Uno de aquellos restos flotantes conservaba aún su follaje, con frutas y hojas. Pero no fue esto lo que llamó la atención del pequeño nativo, sino algo que se movía entre las ramas y hojas. ¿Sería acaso un animal?
Estaba ya a punto de avisar a sus protectores, cuando se produjo un nuevo incidente. Un grito ahogado, singular, que era más bien un llamado lleno de desesperación, resonó sobre el tronco, y luego un cuerpo pequeño y oscuro se lanzó al agua, con el propósito evidente de alcanzar la costa.
Llanga creyó reconocer en aquel ser a un niño de corta edad, o mucho menor que él. ¿Podría la criatura llegar a tierra, o la corriente lo arrastraría irremisiblemente?

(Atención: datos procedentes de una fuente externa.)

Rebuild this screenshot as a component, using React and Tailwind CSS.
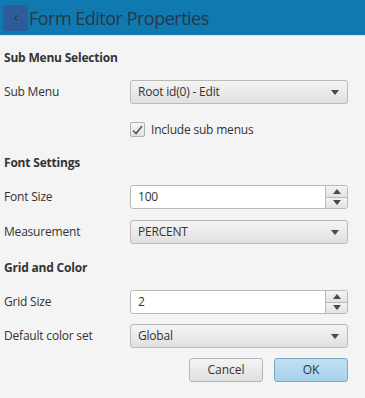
import { ChevronLeft } from 'lucide-react'

const font = { fontFamily: '"Open Sans", "Noto Sans", sans-serif' }

function Arrow({ up }) {
  return (
    <svg width="8" height="5" viewBox="0 0 8 5" className="block">
      <path d={up ? 'M0 5 L4 0 L8 5 Z' : 'M0 0 L8 0 L4 5 Z'} fill="#4a4a4a" />
    </svg>
  )
}

function Row({ label, children, mt }) {
  return (
    <div className={`flex items-center ${mt}`}>
      <div className="w-[126px] text-[12px] tracking-[-0.2px] text-[#333]">{label}</div>
      <div className="w-[218px]">{children}</div>
    </div>
  )
}

function Select({ value }) {
  return (
    <div className="h-[24px] flex items-center justify-between rounded-[3px] border border-[#b9b9b9] bg-gradient-to-b from-[#f4f4f4] to-[#e0e0e0] pl-[7px] pr-[8px] text-[12px] tracking-[-0.2px] text-[#333]">
      <span>{value}</span>
      <Arrow />
    </div>
  )
}

function Spinner({ value }) {
  return (
    <div className="h-[24px] flex rounded-[3px] border border-[#b9b9b9] bg-white overflow-hidden">
      <div className="flex-1 flex items-center pl-[7px] text-[12px] tracking-[-0.2px] text-[#333]">{value}</div>
      <div className="w-[22px] flex flex-col border-l border-[#b9b9b9]">
        <div className="flex-1 flex items-center justify-center bg-gradient-to-b from-[#f4f4f4] to-[#e2e2e2] border-b border-[#b9b9b9]">
          <Arrow up />
        </div>
        <div className="flex-1 flex items-center justify-center bg-gradient-to-b from-[#f4f4f4] to-[#e2e2e2]">
          <Arrow />
        </div>
      </div>
    </div>
  )
}

function Header({ children, mt }) {
  return <div className={`h-[18px] leading-[18px] text-[12px] tracking-[-0.2px] font-bold text-[#333] ${mt}`}>{children}</div>
}

export default function App() {
  return (
    <div className="w-[365px] h-[398px] bg-[#f4f4f4] overflow-hidden" style={font}>
      {/* title bar */}
      <div className="h-[36px] bg-[#0f79b0] border-b border-[#d6e4ec] flex items-center pl-[3px]">
        <div className="w-[25px] h-[26px] rounded-[3px] bg-[#2e5c98] flex items-center justify-center">
          <ChevronLeft size={10} strokeWidth={2} color="#222" />
        </div>
        <div className="ml-[1px] text-[18px] tracking-[-0.5px] text-[#273845] leading-none">Form Editor Properties</div>
      </div>

      <div className="pl-[4px] flex flex-col">
        <Header mt="mt-[13px]">Sub Menu Selection</Header>
        <Row label="Sub Menu" mt="mt-[13px]">
          <Select value="Root id(0) - Edit" />
        </Row>
        <div className="mt-[18px] ml-[126px] h-[15px] flex items-center">
          <div className="w-[15px] h-[15px] rounded-[2px] border border-[#b0b0b0] bg-gradient-to-b from-[#f6f6f6] to-[#e2e2e2] flex items-center justify-center">
            <svg width="11" height="10" viewBox="0 0 11 10">
              <path d="M1 5.5 L4 8.5 L10 1" fill="none" stroke="#555" strokeWidth="1.6" />
            </svg>
          </div>
          <span className="ml-[6px] text-[12px] tracking-[-0.2px] text-[#333]">Include sub menus</span>
        </div>

        <Header mt="mt-[17px]">Font Settings</Header>
        <Row label="Font Size" mt="mt-[13px]">
          <Spinner value="100" />
        </Row>
        <Row label="Measurement" mt="mt-[11px]">
          <Select value="PERCENT" />
        </Row>

        <Header mt="mt-[15px]">Grid and Color</Header>
        <Row label="Grid Size" mt="mt-[13px]">
          <Spinner value="2" />
        </Row>
        <Row label="Default color set" mt="mt-[10px]">
          <Select value="Global" />
        </Row>

        <div className="mt-[10px] flex justify-end gap-[11px] pr-[17px]">
          <button className="w-[74px] h-[24px] rounded-[3px] border border-[#b5b5b5] bg-gradient-to-b from-[#f4f4f4] to-[#e0e0e0] text-[12px] text-[#333]">
            Cancel
          </button>
          <button className="w-[74px] h-[24px] rounded-[3px] border border-[#7fa8bf] bg-gradient-to-b from-[#bfe0f2] to-[#a6d2ea] text-[12px] text-[#333]">
            OK
          </button>
        </div>
      </div>
    </div>
  )
}
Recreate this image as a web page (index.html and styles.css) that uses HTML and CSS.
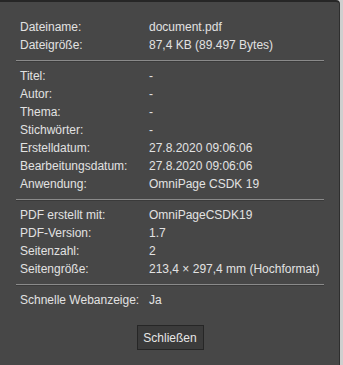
FILE: index.html
```html
<!DOCTYPE html>
<html lang="de">
<head>
  <meta charset="UTF-8" />
  <title>Dokumenteigenschaften</title>
  <link rel="stylesheet" href="styles.css">
</head>
<body>

<div class="dialog">
  <div class="group">
    <div class="row"><span class="label">Dateiname:</span><span class="value">document.pdf</span></div>
    <div class="row"><span class="label">Dateigröße:</span><span class="value">87,4 KB (89.497 Bytes)</span></div>
  </div>
  <hr>
  <div class="group">
    <div class="row"><span class="label">Titel:</span><span class="value">-</span></div>
    <div class="row"><span class="label">Autor:</span><span class="value">-</span></div>
    <div class="row"><span class="label">Thema:</span><span class="value">-</span></div>
    <div class="row"><span class="label">Stichwörter:</span><span class="value">-</span></div>
    <div class="row"><span class="label">Erstelldatum:</span><span class="value">27.8.2020 09:06:06</span></div>
    <div class="row"><span class="label">Bearbeitungsdatum:</span><span class="value">27.8.2020 09:06:06</span></div>
    <div class="row"><span class="label">Anwendung:</span><span class="value">OmniPage CSDK 19</span></div>
  </div>
  <hr>
  <div class="group">
    <div class="row"><span class="label">PDF erstellt mit:</span><span class="value">OmniPageCSDK19</span></div>
    <div class="row"><span class="label">PDF-Version:</span><span class="value">1.7</span></div>
    <div class="row"><span class="label">Seitenzahl:</span><span class="value">2</span></div>
    <div class="row"><span class="label">Seitengröße:</span><span class="value">213,4 × 297,4 mm (Hochformat)</span></div>
  </div>
  <hr>
  <div class="group">
    <div class="row"><span class="label">Schnelle Webanzeige:</span><span class="value">Ja</span></div>
  </div>
  <div class="buttons">
    <button class="btn">Schließen</button>
  </div>
</div>

</body>
</html>
```

FILE: styles.css
```css
* { box-sizing: border-box; }
body {
  margin: 0;
  background: #cfcfcf;
  font-family: "Liberation Sans", Arial, sans-serif;
  font-size: 12px;
  color: #e2e2e2;
  overflow: hidden;
}

.dialog {
  width: 340px;
  height: 365px;
  background: #474747;
  border-top: 2px solid #262626;
  border-right: 1px solid #2e2e2e;
  border-top-right-radius: 4px;
  padding: 16px 15px 0 16px;
}

.row {
  display: flex;
  height: 18px;
  line-height: 18px;
  padding-left: 4px;
  white-space: nowrap;
}

.label { width: 129px; }

hr {
  margin: 6px 0 5px;
  border: none;
  border-top: 1px solid #8a8a8a;
  border-bottom: 1px solid #3a3a3a;
  height: 0;
}

.buttons {
  display: flex;
  justify-content: center;
  margin-top: 16px;
}

.btn {
  font-family: inherit;
  font-size: 12px;
  color: #e6e6e6;
  background: #3b3b3b;
  border: 1px solid #262626;
  width: 67px;
  height: 25px;
  padding: 0;
}
```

El protegido de Max y John advirtió que las fuerzas faltaban al diminuto nadador, qué se debatía, desapareciendo frecuentemente bajo la superficie agitada de las aguas. Entonces, sin pensarlo dos veces, respondiendo a un sentimiento humanitario que era en él una segunda naturaleza, Llanga se arrojó al río y alcanzó a la criatura en el momento en que se hundía nuevamente.